Re: Clean Code - What a mess...
by PyroX (Pilgrim) on Nov 29, 2001 at 02:22 UTC
    The loop constant loop does not start until the while(<>){ so $ct is not always getting bigger, it only gets alrger each time a new keyword is added to the $spy array at the execution right? I am unsure. , ok so I should use strict, is the warnings a -w after perl on the first line? What does that do exactly? Thanks so far, keep them coming people :)
      If your perl is 5.6 or later then put in 'use warnings;', if earlier (or if you need to be backward compatible), then '-w' after the 'perl' on the first line. see perlrun for -w and perlvar for the related $^W, or 'perldoc warnings' and 'perldoc perllexwarn' for 'use warnings;'.
      You are right, sorry... it is hard to do a quick review of someone else's code :) In a daemonized program, though, you really have to watch for arrays and hashes and what not that just keep getting added to, they are the most common cause of memory leaks... that's why using my in the tightest loop possible is good... then things get garbage collected when they go out of scope...

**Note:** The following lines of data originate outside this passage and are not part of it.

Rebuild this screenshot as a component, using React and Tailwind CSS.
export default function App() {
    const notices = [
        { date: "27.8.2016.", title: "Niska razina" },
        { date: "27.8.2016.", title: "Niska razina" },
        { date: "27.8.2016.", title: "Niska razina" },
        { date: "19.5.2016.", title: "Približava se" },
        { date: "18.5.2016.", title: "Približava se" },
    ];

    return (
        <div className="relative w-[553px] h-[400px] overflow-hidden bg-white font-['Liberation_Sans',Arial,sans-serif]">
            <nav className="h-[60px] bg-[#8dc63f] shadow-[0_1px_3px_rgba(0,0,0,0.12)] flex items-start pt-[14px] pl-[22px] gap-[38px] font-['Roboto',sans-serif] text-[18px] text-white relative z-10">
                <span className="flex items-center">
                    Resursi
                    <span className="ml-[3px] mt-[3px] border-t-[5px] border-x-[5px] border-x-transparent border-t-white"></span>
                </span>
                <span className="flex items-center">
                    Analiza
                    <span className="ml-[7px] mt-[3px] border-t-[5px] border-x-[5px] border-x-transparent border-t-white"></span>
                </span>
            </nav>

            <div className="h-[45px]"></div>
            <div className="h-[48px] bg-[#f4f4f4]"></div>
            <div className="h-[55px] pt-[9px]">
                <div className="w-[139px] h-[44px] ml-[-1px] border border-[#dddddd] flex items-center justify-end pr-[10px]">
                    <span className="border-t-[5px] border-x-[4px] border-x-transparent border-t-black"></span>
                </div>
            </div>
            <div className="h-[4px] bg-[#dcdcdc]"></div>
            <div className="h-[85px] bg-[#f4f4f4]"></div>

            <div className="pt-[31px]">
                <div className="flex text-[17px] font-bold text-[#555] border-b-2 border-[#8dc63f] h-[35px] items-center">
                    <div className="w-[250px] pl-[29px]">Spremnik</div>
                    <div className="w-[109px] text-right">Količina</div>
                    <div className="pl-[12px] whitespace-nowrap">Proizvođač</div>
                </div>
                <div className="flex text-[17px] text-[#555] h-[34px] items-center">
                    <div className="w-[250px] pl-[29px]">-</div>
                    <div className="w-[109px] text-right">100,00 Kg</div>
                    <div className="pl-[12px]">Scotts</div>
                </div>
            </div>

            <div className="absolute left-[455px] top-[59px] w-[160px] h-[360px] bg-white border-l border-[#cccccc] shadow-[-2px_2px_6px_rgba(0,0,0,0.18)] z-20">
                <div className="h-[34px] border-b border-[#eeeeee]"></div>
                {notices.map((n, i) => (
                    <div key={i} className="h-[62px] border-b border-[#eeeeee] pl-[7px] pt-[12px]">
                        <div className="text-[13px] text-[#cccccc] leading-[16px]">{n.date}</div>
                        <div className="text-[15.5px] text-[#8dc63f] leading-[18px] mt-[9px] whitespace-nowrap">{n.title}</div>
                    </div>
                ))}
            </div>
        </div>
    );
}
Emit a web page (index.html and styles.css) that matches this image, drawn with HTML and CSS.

                      - Ant
                      - Some of my best work - (1 2 3)

Re: Clean Code - What a mess...
by PyroX (Pilgrim) on Nov 30, 2001 at 02:35 UTC
    Ok guys, It appears as though the memory leak is fixed, and with some of your suggestions its starting at 3mb instead of 4, for the past 6 hours it has held steady at 3060 k, so its not going up, or even changing at all. It looks like it is stable at last, thanks to everyone for the tips and advice, as always another excellent experiance here at perlmonks.